J: In practice, too often the message is still ‘you must look after listed buildings, but we won’t help, we will make it costly and difficult, and we will obstruct any change that might give them a more viable future’.
Is enforcement of unauthorised works properly policed?
M: Many unauthorised alterations to listed buildings (especially interior ones) go unnoticed and unpoliced and, in the case of Grade II-listed buildings at least, this arguably causes no real harm.
J: No. Also enforcement is not usually aimed at the ‘hard cases’, because they are elusive or have sharp lawyers, but at easier targets who have done little harm, but provide a good ‘clear-up rate’.
Are people put off owning or caring for a listed building because of the current planning system?
M: No one need be deterred, provided they understand what is involved. Most of the repairs needed to a listed building arise from normal maintenance requirements for any old building rather than because the building is listed.

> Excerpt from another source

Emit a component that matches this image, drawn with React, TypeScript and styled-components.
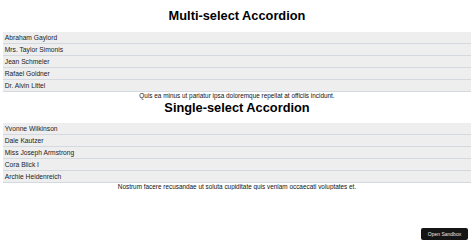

J: Yes, and almost all the old advantages of listing-VAT relief for alterations, free advice, grants-have gone. Even so, few owners would have a big problem with regulation if it worked and was fair and proportionate. We should change it so that it is.
Listed buildings and the Enterprise and Regulatory Reform Bill
The Bill will make some significant changes to heritage protection including:
* Merging conservation-area consent back into the mainstream planning system
* Simplifying the application process for a Certificate of Immunity from listing
* Promoting a clearer definition of the area of interest in a listed building, and potentially allowing parts of the building to be excluded from the listing
* Introducing Listed Building Consent Orders and Local Listed Building Consent Orders, which describe the type of work that will not need permission at either national or local level
* Introducing Heritage Partnership Agreements between the local authority and the listed-building owner (as well as other relevant parties). These agreements will grant Listed Building Consent for the alteration or extension of a listed property during a period of time, and will specify any terms on which that consent is given, and any conditions attached to it.
* Introducing a Certificate of Lawfulness of Proposed Works to listed buildings, which will give owners formal confirmation that Listed Building Consent is not required for proposed works because they don’t affect the building’s character.